Lessons from sports important regardless of future plans

Eli Hartman-Seeskin, Sports Columnist

High school is perhaps the most unique period in an athlete’s career. It is when sports become a commitment rather than a hobby, when the hard working are separated from the complacent. High school is a period of development for athletes, when the most important lessons learned are not from play books or gameplans, but from the lessons carried into everyday life.

Prior to freshman year, the majority of sports are played purely for fun. The spectators are mostly parents, emphasis is placed primarily on fundamentals, and often everyone who wants to play gets to play. But as high school begins, the stakes become higher. Even on no-cut teams, players are separated and evaluated by skill level. Teams play to win, not to give everyone a chance. Suddenly, players as young as 14 are idolized by their peers after victories and critiqued by professional reporters in the local newspapers.

The pressure this transition places on developing athletes is enormous — especially considering that ultimately, the stakes in high school sports are relatively low. Coaches are far less likely to be fired for poor performance than they are at the college and professional levels, and the IHSA is far from the multi- billion dollar industries of the NCAA, NBA or NFL.

Being able to work through adversity, channel ridicule into motivation and execute despite the possibility of failure are skills which are applicable to essentially any college or career path.

Regardless of what we learn from high school sports, there is a bigger question — why do we care about high school sports? Is it just the strength of our school spirit which drives athletes to practice late into the afternoons every day? Is Wildkit Pride what motivates students to come out on a Friday night in the rain to watch a football game? Do we really just hate New Trier that much?

High school sports give us something we cannot get anywhere else. Of course cheering for our classmates strengthens our community, and basketball games are fun time, but it is deeper than that. The thing that drives students to tryout for teams when they know they have no shot of continuing to play in college is the same thing that makes fans come to games, and it’s the same thing that makes me create myself in Madden every year. It gives us a taste of the “real thing.”

This realization makes it easy to become jaded. Once one realizes their fandom or their participation in sports is an ill substitute for the real thing, it is far too easy to forget the meaningful experiences and lessons we can take from high school sports.

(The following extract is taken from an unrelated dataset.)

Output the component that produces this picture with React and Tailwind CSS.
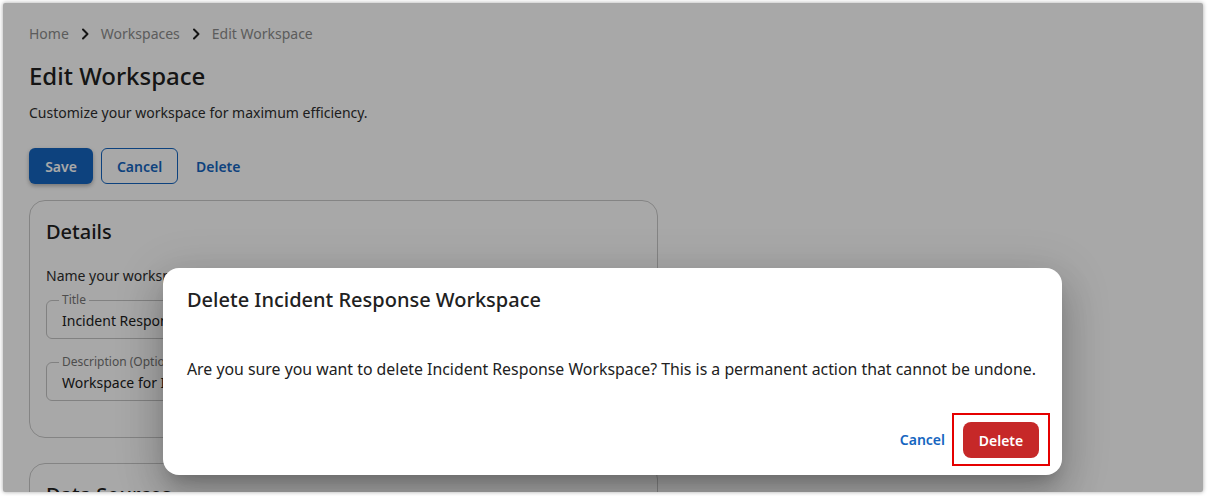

When I was little, I wanted to play in the NFL more than anything. I still want to play in the NFL more than anything. Considering I only played one year of organized football, in which I never saw the field and suffered several concussions, I know that my dream is likely unobtainable. Still, the rush and adrenaline that comes with making a tackle in practice or running out on the field before a game gave me a joy I have since been unable to replicate. I am grateful for that experience, along with all the other experiences that high school sports has brought me.

Regardless of if your experience with high school athletics was from the stands, on the sideline, or staring in competition, the experiences and lessons from high school sports are unique and invaluable.